Louw died in 1929 and his wife Emmarentia would begin to sell parts of the farm that became the suburbs Greenside in 1931, and Emmarentia on 28 April 1937, named after her and in 1941, Emmarentia Extension. In 1933, 13 hectares of the farm were donated to the City of Johannesburg for parks and recreation, and after further pieces of land were acquired, became the Jan van Riebeeck Park (1952) and the Johannesburg Botanical Garden (1964), Emmarentia Dam (1939), the Marks Park Sports Club (1951) and West Park Cemetery (1942).

In 1938, Emmarentia Geldenhuys died and was buried at the family cemetery in Hill Road. The small cemetery still exists with 77 graves in the small cemetery with other names such as Swanepoel, Steyn, Ayres, Hopley and McGrath possibly the smallholding farmers Louw Geldenhuys had helped out. The suburbs captures the names of the original owners of the farm as street names, Judith Road is named after Frans Geldenhuys' wife, Judith Grobbelaar. While Louw Geldenhuys Road runs past the dam he built.

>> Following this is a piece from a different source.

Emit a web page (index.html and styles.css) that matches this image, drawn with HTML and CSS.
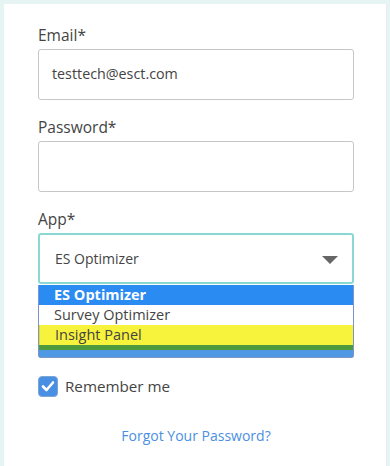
FILE: index.html
```html
<!DOCTYPE html>
<html lang="en">
<head>
    <meta charset="UTF-8">
    <meta name="viewport" content="width=device-width, initial-scale=1.0">
    <title>Login</title>
    <link rel="stylesheet" href="styles.css">
</head>
<body>
    <div class="login-card">
        <form class="login-form">
            <div class="field">
                <label class="field-label">Email*</label>
                <div class="text-input">testtech@esct.com</div>
            </div>

            <div class="field">
                <label class="field-label">Password*</label>
                <div class="text-input"></div>
            </div>

            <div class="field">
                <label class="field-label">App*</label>
                <div class="select-box">
                    <span>ES Optimizer</span>
                    <span class="select-arrow"></span>
                </div>
                <!-- Open dropdown list -->
                <div class="select-list">
                    <div class="select-option selected">ES Optimizer</div>
                    <div class="select-option">Survey Optimizer</div>
                    <div class="select-option hover">Insight Panel</div>
                    <div class="select-tail"></div>
                </div>
            </div>

            <label class="remember">
                <span class="checkbox">
                    <svg width="14" height="12" viewBox="0 0 14 12">
                        <path d="M2 6.5 L5.5 10 L12 2.5" fill="none" stroke="#ffffff" stroke-width="2.6" stroke-linecap="round" stroke-linejoin="round"/>
                    </svg>
                </span>
                Remember me
            </label>

            <a href="#" class="forgot-link">Forgot Your Password?</a>
        </form>
    </div>
</body>
</html>
```

FILE: styles.css
```css
* {
    margin: 0;
    padding: 0;
    box-sizing: border-box;
}

body {
    font-family: 'Open Sans', 'Noto Sans', sans-serif;
    background-color: #e6f5f4;
    color: #444444;
    padding: 4px 3px 0 4px;
    height: 466px;
    overflow: hidden;
}

.login-card {
    background-color: #ffffff;
    height: 100%;
    border-right: 1px solid #e4ecec;
    padding: 21px 32px 0 34px;
}

.login-form {
    display: flex;
    flex-direction: column;
}

.field {
    margin-bottom: 17px;
}

.field-label {
    display: block;
    font-size: 15.5px;
    line-height: 21px;
    margin-bottom: 3px;
    color: #444444;
}

.text-input {
    height: 51px;
    border: 1.5px solid #c6c6c6;
    border-radius: 3px;
    padding: 0 13px;
    font-size: 14.3px;
    line-height: 48px;
    color: #444444;
}

.select-box {
    height: 51px;
    border: 2px solid #8ad8d4;
    border-radius: 3px;
    padding: 0 14px 0 15px;
    display: flex;
    align-items: center;
    justify-content: space-between;
    font-size: 14px;
    color: #444444;
}

.select-arrow {
    width: 0;
    height: 0;
    border-left: 8px solid transparent;
    border-right: 8px solid transparent;
    border-top: 8px solid #666666;
    margin-top: 2px;
}

.select-list {
    margin-top: 1px;
    border: 1px solid #7d93cc;
    border-top: none;
    border-radius: 0 0 3px 3px;
    overflow: hidden;
    background-color: #4f98e3;
    font-size: 14.5px;
    line-height: 20px;
}

.select-option {
    padding-left: 15px;
    background-color: #ffffff;
    color: #444444;
}

.select-option.selected {
    background-color: #2a8bf2;
    color: #ffffff;
    font-weight: bold;
}

.select-option.hover {
    background-color: #f7f23b;
    border-left: 1px solid #e0dc20;
}

.select-tail {
    height: 12px;
    border-top: 5px solid #4f9a3c;
    background-color: #4f98e3;
}

.remember {
    display: flex;
    align-items: center;
    gap: 7px;
    font-size: 15.2px;
    line-height: 22px;
    color: #444444;
}

.checkbox {
    width: 20px;
    height: 21px;
    border-radius: 4px;
    background-color: #4a90e2;
    border: 1px solid #7aa6d8;
    display: flex;
    align-items: center;
    justify-content: center;
}

.forgot-link {
    align-self: center;
    margin-top: 29px;
    font-size: 14px;
    color: #4a90e2;
    text-decoration: none;
}
```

During the apartheid era, it was classed as a "whites only" area under the terms of the Group Areas Act. Historically, it has been a centre for Johannesburg's Jewish community. A Jewish congregation was established in the 1950s in Emmarentia and Emmarentia Shul was consecrated in 1961. In 1971, Jews made up 53.8% of residents.

==Areas of interest==
Within its boundaries, one can find:

- Emmarentia Dam;
- Johannesburg Botanical Garden;
- Part of the Melville Koppies;
- Marks Park Sports Club
Formed on 19 December 1938 by Mr. I Marks, Town Clerk of Johannesburg at Paterson Park. In 1951 the club moved to its current location gathering together the different sports groups in one place. The clubhouse is the old farmhouse of Frans and Judith Geldenhuys;
- Masjid - ur - Rahmah - Emmarentia's first mosque.
Located on the corner of Ingalele Road and Barry Hertzog Road.

Emmarentia shares its borders with the suburbs of Melville, Greenside, Greenside East, Victory Park, Linden, Montgomery Park, and Roosevelt Park.

=== Dabulamanzi Sailing Club ===
This sailing club is located on Emmarentia Dam and was started in 1979. The name is derived from a Zulu warrior called Dabulamanzi kaMpande, whose name translates to "the one who conquers water".

==Education==
Emmarentia Primary School is located in the suburb of Emmarentia on the corner of Hill Road and Umgeni, and was established over 60 years ago.

Emmarentia is the location of the Japanese School of Johannesburg located in Caledon Road close to the dam.

Littlehill Montessorri School is also located in Emmarentia, on Hofmeyer Drive. The school is renowned for its unique curriculum, which includes Cultural Studies.